Advanced: String Operations

import pandas as pd

data = {
    'Name': ['Alice Smith', 'Bob JONES', 'charlie brown'],
    'Email': ['alice@email.com', 'BOB@EMAIL.COM', 'charlie@email.com']
}

df = pd.DataFrame(data)

# String methods
df['Name_Upper'] = df['Name'].str.upper()
df['Name_Lower'] = df['Name'].str.lower()
df['First_Name'] = df['Name'].str.split().str[0]
df['Email_Domain'] = df['Email'].str.split('@').str[1]
df['Name_Length'] = df['Name'].str.len()

print(df)

Tasks

Task 1: Personal Life Choices Analyzer

Create a DataFrame called LifeChoicesTracker with at least 10 rows containing: Decision, Confidence_Level (1-10), Regret_Factor (1-10), Friends_Who_Warned_You, Time_Until_Realization (days).

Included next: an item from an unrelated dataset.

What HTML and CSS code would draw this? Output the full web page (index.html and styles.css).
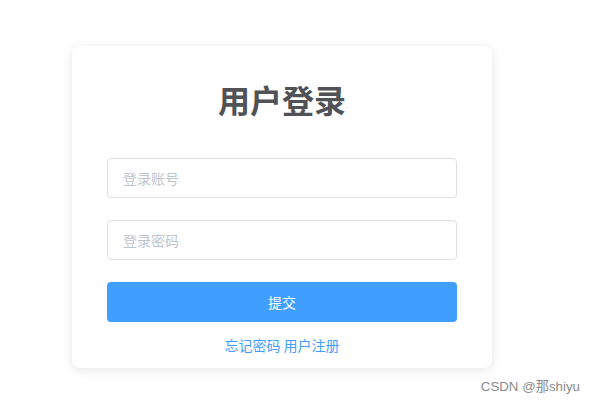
FILE: index.html
```html
<!DOCTYPE html>
<html>
    <head>
        <meta charset="utf-8">
        <title>用户登录</title>
        <link rel="stylesheet" href="styles.css">
    </head>
    <body>
        <div class="login_box">
            <h1 class="login_title">用户登录</h1>
            <input class="login_input" type="text" placeholder="登录账号"/>
            <input class="login_input" type="password" placeholder="登录密码"/>
            <button class="login_btn" type="button">提交</button>
            <div class="login_links"><a href="#">忘记密码</a> <a href="#">用户注册</a></div>
        </div>
        <div class="mark">CSDN @那shiyu</div>
    </body>
</html>
```

FILE: styles.css
```css
body {
    margin:0;
    background:#fff;
    font-family:"Microsoft YaHei", "Noto Sans CJK SC", sans-serif;
    width:593px;
    height:402px;
    position:relative;
    overflow:hidden;
}
.login_box {
    box-sizing:border-box;
    width:420px;
    margin:46px 0 0 72px;
    padding:33px 35px 13px;
    background:#fff;
    border-radius:8px;
    box-shadow:0 2px 12px rgba(0,0,0,0.1);
    display:flex;
    flex-direction:column;
}
.login_title {
    margin:0 0 39px;
    font-size:32px;
    line-height:40px;
    text-align:center;
    color:#505255;
    font-weight:bold;
}
.login_input {
    box-sizing:border-box;
    height:40px;
    margin-bottom:22px;
    padding:0 15px;
    border:1px solid #dcdfe6;
    border-radius:4px;
    font-size:14px;
    font-family:inherit;
    color:#606266;
    outline:none;
}
.login_input::placeholder {
    color:#c0c4cc;
}
.login_btn {
    height:40px;
    border:0;
    border-radius:4px;
    background:#409eff;
    color:#fff;
    font-size:14px;
    font-family:inherit;
}
.login_links {
    margin-top:13px;
    line-height:20px;
    text-align:center;
    font-size:14px;
}
.login_links a {
    color:#409eff;
    text-decoration:none;
}
.mark {
    position:absolute;
    right:13px;
    top:376px;
    font-family:"Liberation Sans", "Noto Sans CJK SC", sans-serif;
    font-size:13.3px;
    color:#8a8a8a;
}
```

Calculate: (a) Correlation between all numerical columns, (b) Average regret factor, (c) Decisions where Confidence > 7 but Regret > 7, (d) Total warnings ignored.

Hint: Use df.corr() for correlation matrix. Use filtering: df[(df['Confidence_Level'] > 7) & (df['Regret_Factor'] > 7)].

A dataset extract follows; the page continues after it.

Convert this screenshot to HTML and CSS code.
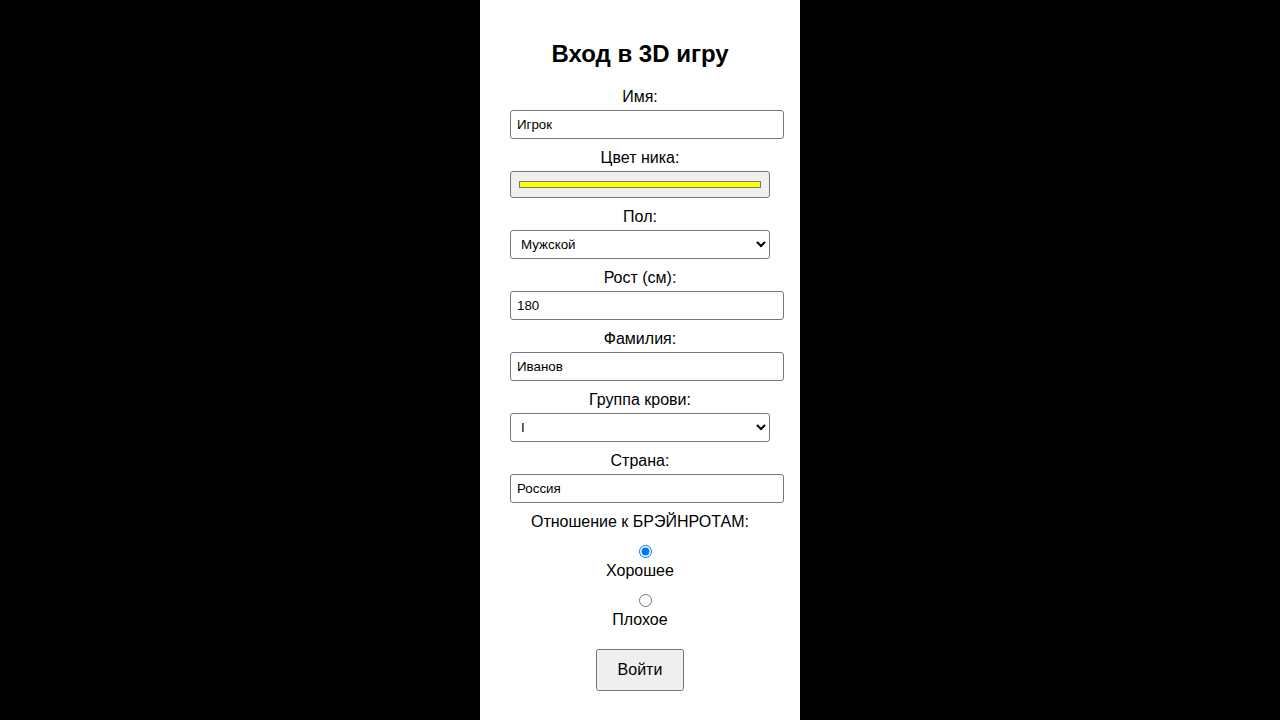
FILE: index.html
```html
<!DOCTYPE html>
<html lang="ru">
<head>
    <meta charset="UTF-8">
    <meta name="viewport" content="width=device-width, initial-scale=1.0">
    <title>Вход в 3D игру</title>
    <link rel="stylesheet" href="styles.css">
</head>
<body>
    <div class="login-box">
        <h2>Вход в 3D игру</h2>

        <form id="loginForm">
            <label for="name">Имя:</label>
            <input class="field" type="text" id="name" value="Игрок">

            <label for="nickColor">Цвет ника:</label>
            <input class="field color-field" type="color" id="nickColor" value="#ffff00">

            <label for="gender">Пол:</label>
            <select class="field" id="gender">
                <option>Мужской</option>
                <option>Женский</option>
            </select>

            <label for="height">Рост (см):</label>
            <input class="field" type="number" id="height" value="180">

            <label for="surname">Фамилия:</label>
            <input class="field" type="text" id="surname" value="Иванов">

            <label for="blood">Группа крови:</label>
            <select class="field" id="blood">
                <option>I</option>
                <option>II</option>
                <option>III</option>
                <option>IV</option>
            </select>

            <label for="country">Страна:</label>
            <input class="field" type="text" id="country" value="Россия">

            <label>Отношение к БРЭЙНРОТАМ:</label>
            <div class="choice">
                <input type="radio" name="attitude" id="good" checked>
                <label for="good">Хорошее</label>
            </div>
            <div class="choice">
                <input type="radio" name="attitude" id="bad">
                <label for="bad">Плохое</label>
            </div>

            <button type="submit" class="login-btn">Войти</button>
        </form>
    </div>
</body>
</html>
```

FILE: styles.css
```css
body {
    margin: 0;
    background: #000;
    display: flex;
    justify-content: center;
    font-family: "Liberation Sans", Arial, sans-serif;
    color: #000;
}

.login-box {
    box-sizing: border-box;
    width: 320px;
    min-height: 100vh;
    padding: 20px 30px;
    background: #fff;
    text-align: center;
}

.login-box h2 {
    font-size: 24px;
    margin: 20px 0;
}

label {
    display: block;
    font-size: 16px;
    line-height: 18px;
    margin: 10px 0 4px;
}

.field {
    display: block;
    width: 100%;
    margin: 0;
    padding: 6px;
    font-family: inherit;
    font-size: 13.33px;
    line-height: 15px;
    color: #000;
    border: 1px solid #767676;
    border-radius: 3px;
}

select.field {
    height: 29px;
    padding: 0 6px;
    background: #fff;
}

.color-field {
    height: 27px;
    padding: 5px 6px;
    background: #efefef;
    cursor: pointer;
}

/* radio with its caption underneath */
.choice {
    display: flex;
    flex-direction: column;
    align-items: center;
    margin-top: 12px;
}

.choice input {
    margin: 2px 0 4px 10px;
}

.choice label {
    margin: 0;
    line-height: 18.4px;
}

.login-btn {
    display: block;
    margin: 19px auto 0;
    padding: 10px 20px;
    font-family: inherit;
    font-size: 16px;
    cursor: pointer;
}
```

Task 2: Student Grade Management System

Create a DataFrame with 15 students having: Name, Roll_No, Python, Java, WebDev, Database marks. Calculate: (a) Total and Average for each student, (b) Assign grades (A/B/C/D/F), (c) Find top 3 students, (d) Calculate subject-wise averages, (e) Find students below 60% average.

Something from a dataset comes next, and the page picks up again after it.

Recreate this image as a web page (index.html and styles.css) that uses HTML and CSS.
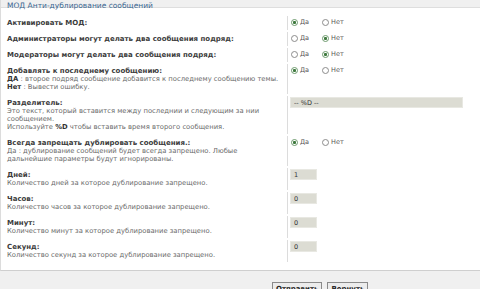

Hint: Add columns using df['Total'] = df[['Python', 'Java', 'WebDev', 'Database']].sum(axis=1). Use nlargest() for top students.

Task 3: Time Tracking Reality Check

Create a DataFrame with activities: Activity, Claimed_Hours, Actual_Hours for activities like Studying, Gaming, Social Media, Sleep, Productive Procrastination. Calculate: (a) Self-deception margin (Claimed - Actual), (b) Total claimed vs actual hours, (c) Activities where Claimed > Actual, (d) Biggest self-deception.

Hint: Add column: df['Deception'] = df['Claimed_Hours'] - df['Actual_Hours']. Use idxmax() to find biggest deception.

Task 4: Multi-City Student Performance

Create a DataFrame with 20 students from 4 cities with Grade and Attendance. Use groupby() to calculate: (a) Average grade per city, (b) Average attendance per city, (c) City with highest performance, (d) Count of students per city, (e) Find city where attendance is high but grades are low.

Hint: Use groupby('City').agg({'Grade': 'mean', 'Attendance': 'mean'}). Compare rankings of cities by grade vs attendance.

Task 5: Semester Progress Tracker

Create a DataFrame with Week (1-18), Study_Hours, Assignment_Completion (%), Motivation_Level (1-10), Coffee_Consumed (cups). Analyze: (a) Correlation between study hours and assignment completion, (b) Week with highest/lowest motivation, (c) Average coffee consumption, (d) Weeks where motivation < 5, (e) Create a “Productivity Score” = (Study_Hours × Assignment_Completion) / (Coffee_Consumed + 1).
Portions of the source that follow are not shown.